Kim breaks down a 2x2 of manager approaches along the spectrum of caring deeply and challenging directly.  She makes the case that the sweet spot is to both care deeply AND challenge directly - this is radical candor.  If you just care deeply but don’t challenge directly, while you’re trying to be nice, you won't actually help someone figure out how to grow, develop, and improve.  And if you challenge directly but don’t show you care about the individual, this comes off as aggressive and unsupportive.  (And, not caring AND not challenging - definitely don’t do this!)

This book serves as a reminder and framing to help increase comfort with direct feedback while coming from a place of caring, compassion, and kindness.


Quiet by Susan Cain

Confession, I am an introvert.  My best friend in college used to describe me as the smart kid in the back of the room that no one knows is smart until they turned in their paper at the end of the semester - which worked out okay in college, but less well in corporate America.  In corporate America, we tend to reward the loudest voice and assume that person is the smartest and strongest leader.  

This book helped me internalize that people would think I was smarter if I spoke up more.  Do I want the world to be that way?  Not really.  But it helped me come up with strategies to get my perspective out there and my voice heard even while being introverted.  This was important for being seen as a leader and having influence, and ultimately growing in my career.


Myth of the Nice Girl by Fran Hauser

The subtitle of this book says it all - “Achieving a Career You Love Without Becoming a Person You Hate.”  Sign me up!  I’ve often struggled with seeing senior leaders who were not nice and would do whatever it takes to get the work done (I’m sure you’ve seen this happen before too).  Why do these people continue to get promoted and rewarded?  This did not create a culture that motivated me.

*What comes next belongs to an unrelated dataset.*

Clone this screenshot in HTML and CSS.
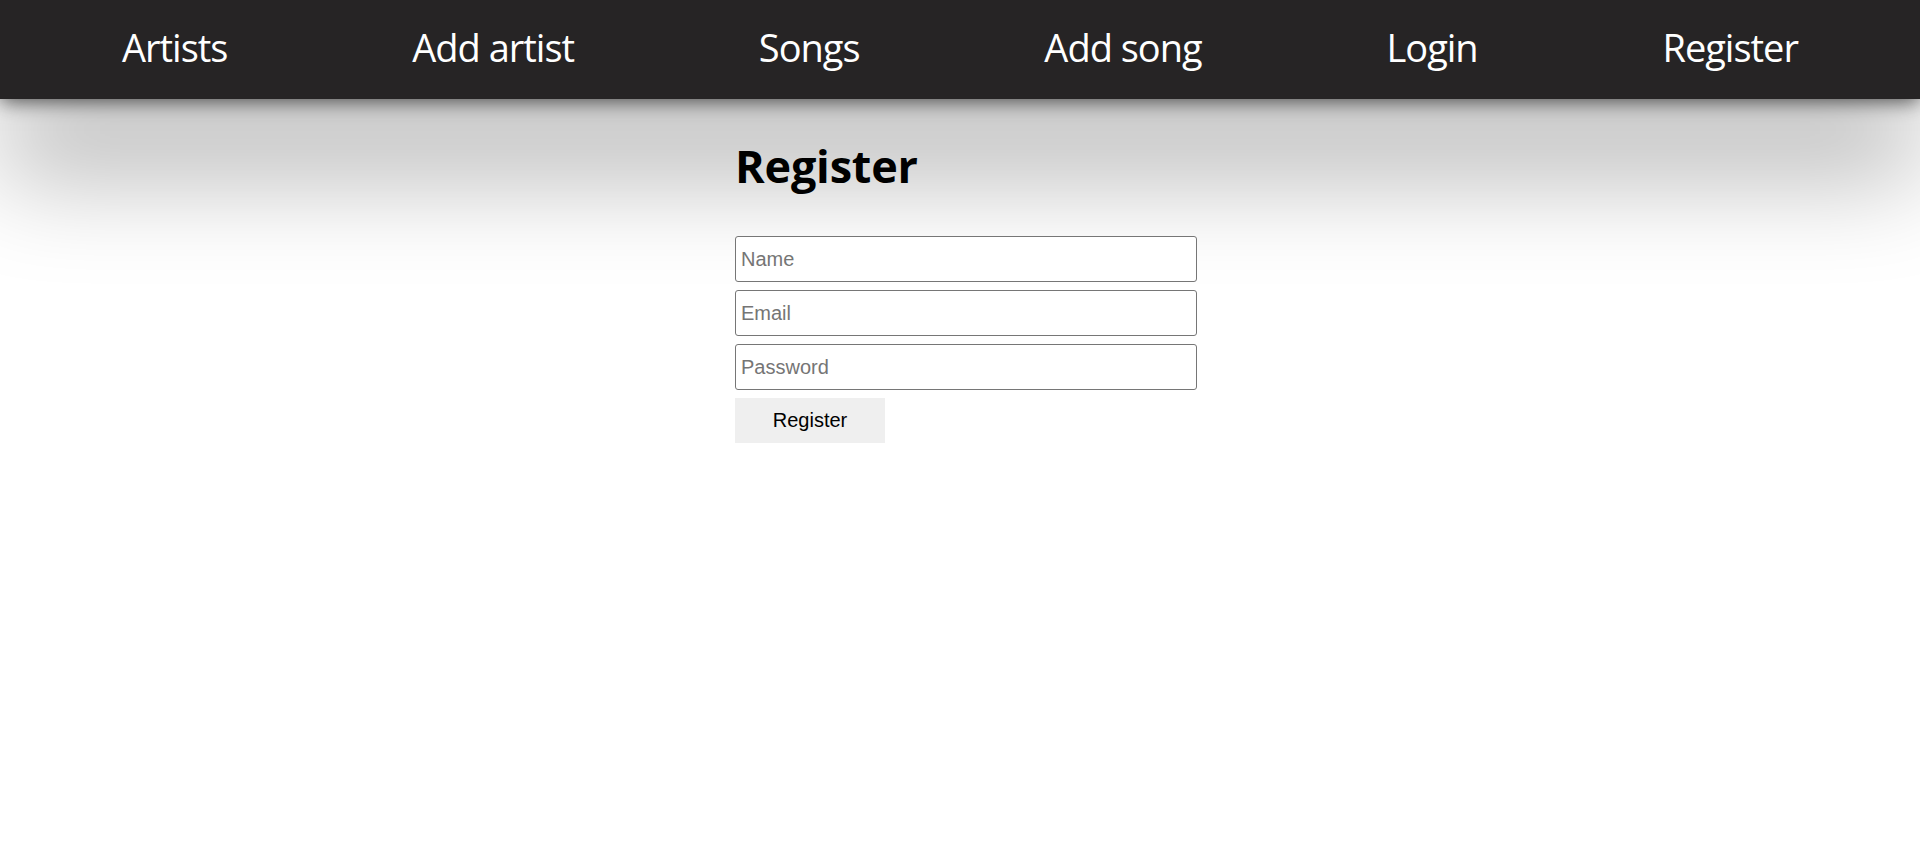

Fran tackles all different areas where we may not immediately think of nice as the right approach and how she used her niceness to her credit.  For example, being direct actually is the kindest thing you can do.  How challenging for someone to have to tease out what you mean and guess at your interpretation - that's not a nice approach.  We don’t often think of directness as a sign of niceness, but approaching it from that perspective is powerful, especially for women who are expected to be nice.


Designing Your Life by Bill Burnett and Dave Evans

For someone who is looking to optimize and improve your career, this book is packed with actionable approaches to help find what you most enjoy. The authors take a design approach (similar to how design and research work to build products) to career decisions. For example, they recommend an informational interview approach to learn more about different jobs and roles to make informed decisions about what you would like to do - similar to an analytics test and learn approach!

One of my favorite approaches they recommend, which I have used to guide my own career decisions multiple times, is tracking your activities and assessing your energy (1-10), engagement (1-10), and if you experience flow (yes/no). I've done this for 2 weeks at a time and then used a pivot table to help surface (with data!) what sort of work activities I most enjoy. This approach highlighted my high enjoyment of 1:1s with my team and presenting strategic decisions guided by analysis. This findings helped lead me to coaching (deeply engaging with individuals) and product growth (focused on actioning insights). If you're interested in trying this yourself, I've made a template here - make a copy and see what surfaces for you!


Honorable mention to some great books about working parenthood (especially motherhood): Lean In by Sheryl Sandberg, Work Parent Thrive by Yael Schonbrun

These were books I read at the right time in my life and career.  I read Lean In before I had kids but knew I wanted kids and a good work-life balance.  Sheryl reminded me, “Don’t take your foot off the gas pedal until the baby is crowning.”  While I was trying to make career decisions in my 20s for my hypothetical future kids (when I knew nothing about what being a mom would actually be like!), it reminded me to stay in my career and grow and adjust as things came up.  I expanded my scope while in my first trimester with my first kid, got promoted while on leave with my second kid, and then adjusted my career accordingly when it made more sense as they entered school years.

Work Parent Thrive came along when my kids needed me in a different way and served as a great reminder of the power of the duality of being a working mom.  I’ve always seen being a working mom as somewhat like a liberal arts education - I can be challenged and benefited in one way for part of the day, and then I can go get a completely diverse and different set of challenges and benefits in another part of the day. Additionally, as I develop new skills in one area of my life (patience, communication, collaboration), these can help me grow in other areas of my life as well.  Work Parent Thrive has great actionable tips and mindset approaches to embrace the beauty of working parenthood.


And, if you’re looking for a fiction book that ISN’T (directly) related to your career?  (Although, I’ll make the case that reading fiction helps you as a leader- empathy, storytelling, communication,…).  I’ve got you for that too!  I can never resist a book about time travel and relationships or with some philosophical twist.  A few favorites from over the years to get you started: The Time Traveler’s Wife by Audrey Niffenegger, The Measure by Nikki Erlick, Lessons in Chemistry by Bonnie Garmus, and anything by Ali Hazelwood or Taylor Jenkins Reid (rom-coms are GREAT books too).


What have you read that has had an impact on how you show up at work and lead?  I’d love to hear more about it!